### STATED EXERCISE
Give the data below again exactly as written, without its pictures.
==== DATA EXCERPT
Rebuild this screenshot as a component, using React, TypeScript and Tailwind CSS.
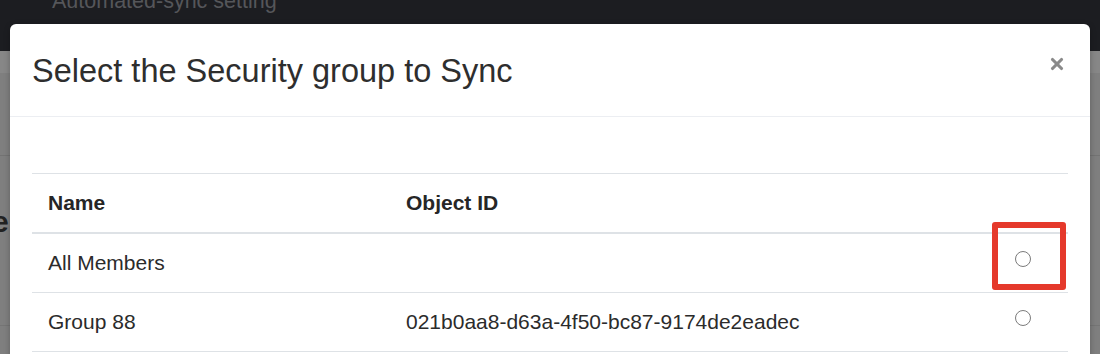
import { X } from 'lucide-react'

const rows = [
  { name: 'All Members', objectId: '', highlighted: true },
  { name: 'Group 88', objectId: '021b0aa8-d63a-4f50-bc87-9174de2eadec', highlighted: false },
]

const RadioDot = () => (
  <span className="block w-[16px] h-[16px] rounded-full border-[1.5px] border-[#7b7b7b] bg-white" />
)

export default function App() {
  return (
    <div className="relative w-[1100px] h-[354px] overflow-hidden bg-[#7f7f7f] font-['Liberation_Sans',Arial,sans-serif]">
      {/* page behind the backdrop */}
      <div className="h-[51px] overflow-hidden bg-[#1c1d21] pl-[52px]">
        <div className="mt-[-9px] text-[21.5px] leading-none text-[#55565a]">Automated-sync setting</div>
      </div>
      <div className="h-[22px] bg-[#878787]" />
      <div className="h-[83px] border-b border-[#737373]" />
      <div className="h-[51px]" />
      <div className="h-[30px] overflow-hidden text-[30px] font-bold leading-none text-[#222] ml-[-8px]">e</div>
      <div className="h-[89px] border-b border-[#757575]" />

      {/* modal */}
      <div className="absolute left-[10px] top-[24px] w-[1080px] h-[340px] bg-white rounded-t-[6px] shadow-[0_2px_6px_rgba(0,0,0,0.25)]">
        <div className="relative h-[93px] px-[22px] pt-[30px] border-b border-[#eceef2]">
          <h2 className="text-[32.5px] leading-[1.1] text-[#2e2e2e]">Select the Security group to Sync</h2>
          <button className="absolute right-[24px] top-[31px] text-[#8a8a8a]">
            <X size={18} strokeWidth={4.2} />
          </button>
        </div>

        <div className="px-[22px] pt-[56px]">
          <div className="border-t border-[#dee2e6] text-[21px] leading-[24px] text-[#2b2b2b]">
            <div className="grid grid-cols-[358px_1fr_90px] h-[60px] border-b-2 border-[#dee2e6] font-bold text-[#262626]">
              <div className="pl-[16px] pt-[17px]">Name</div>
              <div className="pl-[16px] pt-[17px]">Object ID</div>
              <div />
            </div>
            {rows.map((row) => (
              <div key={row.name} className="grid grid-cols-[358px_1fr_90px] h-[59px] border-b border-[#dee2e6]">
                <div className="pl-[16px] pt-[17px]">{row.name}</div>
                <div className="pl-[16px] pt-[17px]">{row.objectId}</div>
                <div className="relative flex justify-center pt-[17px]">
                  <RadioDot />
                  {row.highlighted && (
                    <span className="absolute left-[14px] top-[-12px] w-[74px] h-[68px] border-[6px] border-[#e5392b] rounded-[3px]" />
                  )}
                </div>
              </div>
            ))}
          </div>
        </div>
      </div>
    </div>
  )
}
========
### TASK OUTPUT
Rebuild this screenshot as a component, using React, TypeScript and Tailwind CSS.
import { X } from 'lucide-react'

const rows = [
  { name: 'All Members', objectId: '', highlighted: true },
  { name: 'Group 88', objectId: '021b0aa8-d63a-4f50-bc87-9174de2eadec', highlighted: false },
]

const RadioDot = () => (
  <span className="block w-[16px] h-[16px] rounded-full border-[1.5px] border-[#7b7b7b] bg-white" />
)

export default function App() {
  return (
    <div className="relative w-[1100px] h-[354px] overflow-hidden bg-[#7f7f7f] font-['Liberation_Sans',Arial,sans-serif]">
      {/* page behind the backdrop */}
      <div className="h-[51px] overflow-hidden bg-[#1c1d21] pl-[52px]">
        <div className="mt-[-9px] text-[21.5px] leading-none text-[#55565a]">Automated-sync setting</div>
      </div>
      <div className="h-[22px] bg-[#878787]" />
      <div className="h-[83px] border-b border-[#737373]" />
      <div className="h-[51px]" />
      <div className="h-[30px] overflow-hidden text-[30px] font-bold leading-none text-[#222] ml-[-8px]">e</div>
      <div className="h-[89px] border-b border-[#757575]" />

      {/* modal */}
      <div className="absolute left-[10px] top-[24px] w-[1080px] h-[340px] bg-white rounded-t-[6px] shadow-[0_2px_6px_rgba(0,0,0,0.25)]">
        <div className="relative h-[93px] px-[22px] pt-[30px] border-b border-[#eceef2]">
          <h2 className="text-[32.5px] leading-[1.1] text-[#2e2e2e]">Select the Security group to Sync</h2>
          <button className="absolute right-[24px] top-[31px] text-[#8a8a8a]">
            <X size={18} strokeWidth={4.2} />
          </button>
        </div>

        <div className="px-[22px] pt-[56px]">
          <div className="border-t border-[#dee2e6] text-[21px] leading-[24px] text-[#2b2b2b]">
            <div className="grid grid-cols-[358px_1fr_90px] h-[60px] border-b-2 border-[#dee2e6] font-bold text-[#262626]">
              <div className="pl-[16px] pt-[17px]">Name</div>
              <div className="pl-[16px] pt-[17px]">Object ID</div>
              <div />
            </div>
            {rows.map((row) => (
              <div key={row.name} className="grid grid-cols-[358px_1fr_90px] h-[59px] border-b border-[#dee2e6]">
                <div className="pl-[16px] pt-[17px]">{row.name}</div>
                <div className="pl-[16px] pt-[17px]">{row.objectId}</div>
                <div className="relative flex justify-center pt-[17px]">
                  <RadioDot />
                  {row.highlighted && (
                    <span className="absolute left-[14px] top-[-12px] w-[74px] h-[68px] border-[6px] border-[#e5392b] rounded-[3px]" />
                  )}
                </div>
              </div>
            ))}
          </div>
        </div>
      </div>
    </div>
  )
}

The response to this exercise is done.